Food blogging is A LOT of fun. You get to try new recipes, make your own recipes and teach other people how to cook. This recipe was one that my mother had found from King Arthur. We had wanted to cook together for some time, and it was a fantastic opportunity to work with her and strengthen our friendship. I probably wouldn’t have the time to do that if I weren’t a food blogger. I’m telling you people — perks galore are associated with being a food blogger. The recipe that you see here is modified for extra goodness. When you make it, you’ll be the crown prince of cooking in the eyes of everyone who eats it. And why not? It’s chocolate zucchini bread!
Zucchini bread was always a favorite of mine when I was a kid, which was pretty unusual, since I detested all things vegetables. It was always a nice little treat. Of course, this recipe has wayyyyyy more chocolate than the ones I ate as a kid.
I’m pretty ok with that.
Another thing that I’m pretty ok with is just how much zucchini is in this recipe. Really fantastic. It makes it very moist, and it makes me feel less guilty when I eat it. I love rationalizing eating chocolate.
Things to remember when preparing this recipe: Don’t be afraid of the the dough being wet. Because it will be pretty wet. Like, so wet that I was little afraid that the recipe wouldn’t pan out. But pan out it did, so don’t be afraid of it! Second thing: Although it seems like a very long time in the oven, an hour and a half is pretty much what I needed when I was baking. Any less and it came out too wet — it literally fell apart when it came out of the bread pan. Any more dried out the bread too much. Your mileage may vary.
You’ll love the recipe. Now for some commentary!
Another reason that I love being a food blogger is that I actually have time to read (yay for no commute!). One of the things that I’ve been reading recently is The Power of Habit (disclaimer: I will receive compensation if you click this link and purchase the book). It’s an absolutely fascinating look at habits, how they’re formed, and how they affect us in our day to day. My whole routine has changed as a result, which is something that I adore. Instead of struggling to get things done, I now achieve many of my daily goals on auto-pilot. Life changing. And something that I probably wouldn’t have read if I hadn’t decided to start being a food blogger.
I’m starting a page on how to be a food blogger. Anyone that has an interest: I encourage you to check it out! It’s a job that I love, that has changed me and my life, and that helps me get through my day-to-day. If you’d like to learn a bit about how to start food blogging, check it out!

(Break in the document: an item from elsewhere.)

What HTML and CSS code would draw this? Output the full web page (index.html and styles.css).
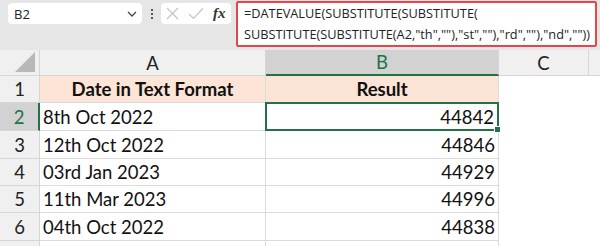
FILE: index.html
```html
<!DOCTYPE html>
<html lang="en">
<head>
    <meta charset="UTF-8">
    <title>DATEVALUE with SUBSTITUTE</title>
    <link rel="stylesheet" href="styles.css">
</head>
<body>
    <div class="toolbar">
        <div class="name-box">
            <span class="name">B2</span>
            <svg class="chevron" width="10" height="6" viewBox="0 0 10 6"><path d="M1 1 L5 5 L9 1" fill="none" stroke="#444" stroke-width="1.3"/></svg>
        </div>
        <div class="dots"><i></i><i></i><i></i></div>
        <div class="func-box">
            <svg width="13" height="13" viewBox="0 0 13 13"><path d="M1 1 L12 12 M12 1 L1 12" stroke="#c4c4c4" stroke-width="1.2"/></svg>
            <svg width="16" height="13" viewBox="0 0 16 13"><path d="M1 7 L5.5 11.5 L15 1.5" fill="none" stroke="#c4c4c4" stroke-width="1.2"/></svg>
            <span class="fx">fx</span>
        </div>
        <div class="formula">=DATEVALUE(SUBSTITUTE(SUBSTITUTE(<br>SUBSTITUTE(SUBSTITUTE(A2,"th",""),"st",""),"rd",""),"nd",""))</div>
    </div>

    <div class="sheet">
        <div class="corner"><span class="tri"></span></div>
        <div class="col-head">A</div>
        <div class="col-head active">B</div>
        <div class="col-head">C</div>
        <div class="col-head last"></div>

        <div class="row-head">1</div>
        <div class="cell title">Date in Text Format</div>
        <div class="cell title">Result</div>
        <div class="cell blank"></div>
        <div class="cell blank"></div>

        <div class="row-head active">2</div>
        <div class="cell">8th Oct 2022</div>
        <div class="cell num selected">44842<span class="handle"></span></div>
        <div class="cell blank"></div>
        <div class="cell blank"></div>

        <div class="row-head">3</div>
        <div class="cell">12th Oct 2022</div>
        <div class="cell num">44846</div>
        <div class="cell blank"></div>
        <div class="cell blank"></div>

        <div class="row-head">4</div>
        <div class="cell">03rd Jan 2023</div>
        <div class="cell num">44929</div>
        <div class="cell blank"></div>
        <div class="cell blank"></div>

        <div class="row-head">5</div>
        <div class="cell">11th Mar 2023</div>
        <div class="cell num">44996</div>
        <div class="cell blank"></div>
        <div class="cell blank"></div>

        <div class="row-head">6</div>
        <div class="cell">04th Oct 2022</div>
        <div class="cell num">44838</div>
        <div class="cell blank"></div>
        <div class="cell blank"></div>

        <div class="row-head tail"></div>
        <div class="cell tail"></div>
        <div class="cell tail"></div>
        <div class="cell blank"></div>
        <div class="cell blank"></div>
    </div>
</body>
</html>
```

FILE: styles.css
```css
body {
    margin: 0;
    background: #fff;
    width: 600px;
    height: 246px;
    overflow: hidden;
    font-family: "Open Sans", "Liberation Sans", sans-serif;
}
.toolbar {
    display: flex;
    align-items: flex-start;
    height: 50px;
    background: #e6e6e6;
    box-sizing: border-box;
    padding: 1px 3px 0 8px;
}
.name-box {
    display: flex;
    align-items: center;
    justify-content: space-between;
    width: 134px;
    height: 21px;
    margin-top: 2px;
    padding: 0 5px 0 6px;
    box-sizing: border-box;
    background: #fff;
    border-radius: 4px;
}
.name {
    font-size: 13px;
    color: #222;
}
.dots {
    display: flex;
    flex-direction: column;
    gap: 2px;
    margin: 8px 8px 0 9px;
}
.dots i {
    width: 2px;
    height: 2px;
    background: #555;
}
.func-box {
    display: flex;
    align-items: center;
    gap: 9px;
    width: 70px;
    height: 21px;
    margin-top: 2px;
    padding-left: 5px;
    box-sizing: border-box;
    background: #fff;
    border-radius: 4px;
}
.fx {
    font-family: "Liberation Serif", serif;
    font-style: italic;
    font-weight: bold;
    font-size: 15px;
    color: #333;
}
.formula {
    flex: 1;
    margin-left: 5px;
    height: 46px;
    box-sizing: border-box;
    border: 2px solid #e8454b;
    border-radius: 2px;
    background: #fff;
    padding: 0 0 0 6px;
    font-size: 12.75px;
    line-height: 21px;
    color: #222;
    white-space: nowrap;
    overflow: hidden;
}
.sheet {
    display: grid;
    grid-template-columns: 40px 226px 233px 90px 1fr;
    grid-template-rows: 26px 27px 28px 28px 27px 27px 28px 5px;
    font-family: "Lato", "Open Sans", sans-serif;
    font-size: 18.5px;
    color: #111;
}
.corner {
    position: relative;
    background: #f0f0f0;
    border-right: 1px solid #d6d6d6;
    border-bottom: 1px solid #d6d6d6;
}
.tri {
    position: absolute;
    right: 4px;
    bottom: 3px;
    width: 0;
    height: 0;
    border-left: 20px solid transparent;
    border-bottom: 20px solid #b8b8b8;
}
.col-head {
    display: flex;
    align-items: center;
    justify-content: center;
    background: #f0f0f0;
    border-right: 1px solid #d6d6d6;
    border-bottom: 1px solid #d6d6d6;
    color: #222;
}
.col-head.active {
    background: #d2d2d2;
    color: #217346;
    border-bottom: 2px solid #217346;
}
.col-head.last {
    border-right: none;
}
.row-head {
    display: flex;
    align-items: center;
    justify-content: center;
    background: #f0f0f0;
    border-right: 1px solid #d6d6d6;
    border-bottom: 1px solid #d6d6d6;
    color: #222;
}
.row-head.active {
    background: #d2d2d2;
    color: #217346;
    border-right: 2px solid #217346;
}
.cell {
    display: flex;
    align-items: center;
    padding: 0 3px;
    border-right: 1px solid #dadada;
    border-bottom: 1px solid #dadada;
    white-space: nowrap;
}
.cell.title {
    justify-content: center;
    font-weight: bold;
    background: #fce4d6;
}
.cell.num {
    justify-content: flex-end;
}
.cell.blank {
    border-color: transparent;
}
.tail {
    border-bottom: none;
}
.cell.selected {
    position: relative;
    border: 2px solid #217346;
    margin: -1px 0 0 -1px;
}
.handle {
    position: absolute;
    right: -4px;
    bottom: -4px;
    width: 5px;
    height: 5px;
    background: #217346;
    border: 1px solid #fff;
}
```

And without further ado, here’s the recipe!
- 2 large eggs
- ⅓ cup honey
- ½ cup olive oil
- ½ cup brown sugar
- 1 teaspoon vanilla extract
- 2 teaspoons salt
- ½ teaspoon baking soda
- ½ teaspoon baking powder
- ½ cup Baking Cocoa
- 1⅔ cups All-Purpose Flour
- 2 heaping cups shredded unpeeled zucchini
- 1 cup chocolate chips
- Beat liquid ingredients together
- Mix solid ingredients (adding zucchini only after the rest of the ingredients have been combined)

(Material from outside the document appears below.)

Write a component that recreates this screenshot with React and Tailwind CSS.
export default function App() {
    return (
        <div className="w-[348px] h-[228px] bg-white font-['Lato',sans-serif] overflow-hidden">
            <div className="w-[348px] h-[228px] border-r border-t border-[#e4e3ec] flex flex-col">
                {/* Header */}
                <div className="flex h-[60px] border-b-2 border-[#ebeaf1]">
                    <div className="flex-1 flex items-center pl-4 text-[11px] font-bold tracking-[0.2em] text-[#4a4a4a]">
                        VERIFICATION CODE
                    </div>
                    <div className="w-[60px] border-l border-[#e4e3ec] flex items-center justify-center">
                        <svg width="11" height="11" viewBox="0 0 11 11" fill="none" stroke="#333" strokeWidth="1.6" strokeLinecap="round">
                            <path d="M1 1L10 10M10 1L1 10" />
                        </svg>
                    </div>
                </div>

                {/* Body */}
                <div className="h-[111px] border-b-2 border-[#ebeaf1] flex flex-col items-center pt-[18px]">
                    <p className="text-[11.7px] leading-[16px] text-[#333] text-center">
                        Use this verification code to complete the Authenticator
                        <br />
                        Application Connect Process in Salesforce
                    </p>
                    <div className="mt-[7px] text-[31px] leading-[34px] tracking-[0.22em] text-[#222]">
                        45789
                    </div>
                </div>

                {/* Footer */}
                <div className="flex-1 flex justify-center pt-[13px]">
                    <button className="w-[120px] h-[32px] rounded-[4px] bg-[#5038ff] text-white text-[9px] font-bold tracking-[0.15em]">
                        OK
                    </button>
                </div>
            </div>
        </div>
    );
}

- Mix all ingredients together
- Bake at 350 for 1 hour and 10 minutes
- Enjoy!
Anonymous says
Loving the quality and content of the posts and pictures. The food always looks so good and is something I haven’t seen anywhere else.
themormonfoodguy says
Thanks a bunch! I’ll make sure I keep delivering!
Danielle Sandahl says
Just followed this recipe to use up some zucchini I had in the fridge, pretty good but 2 tsp of salt is way too much! I’m hoping that was a typo and it was supposed to be 1/2 tsp.
DIYfoodguy says
Nope, not a typo! Why was it too much for you? First possibility is: Some people have different preferences for salt, and luckily, that’s normally something that you can account for as you look at recipes. The second, also entirely likely possibility is that: We used different kinds of chocolate. A lot of chocolate contains sodium to begin with, and that sodium ends up affecting the taste of the food. I use chocolate without any sodium whatsoever, and therefore compensate in my recipe. I’m sorry that you had an unpleasant experience, but hopefully this solves the disconnect and you are able to enjoy my recipes in the future!
Danielle Sandahl says
I checked this morning, none of my chocolate ingredients have sodium either. I did use sea salt so maybe that’s why I’m getting a more pronounced flavor. I’m generally not very sensitive to salt flavors myself but I’ve had a few friends taste the bread as well and we all agree that salt is the first thing you taste. Guess it’s just preference!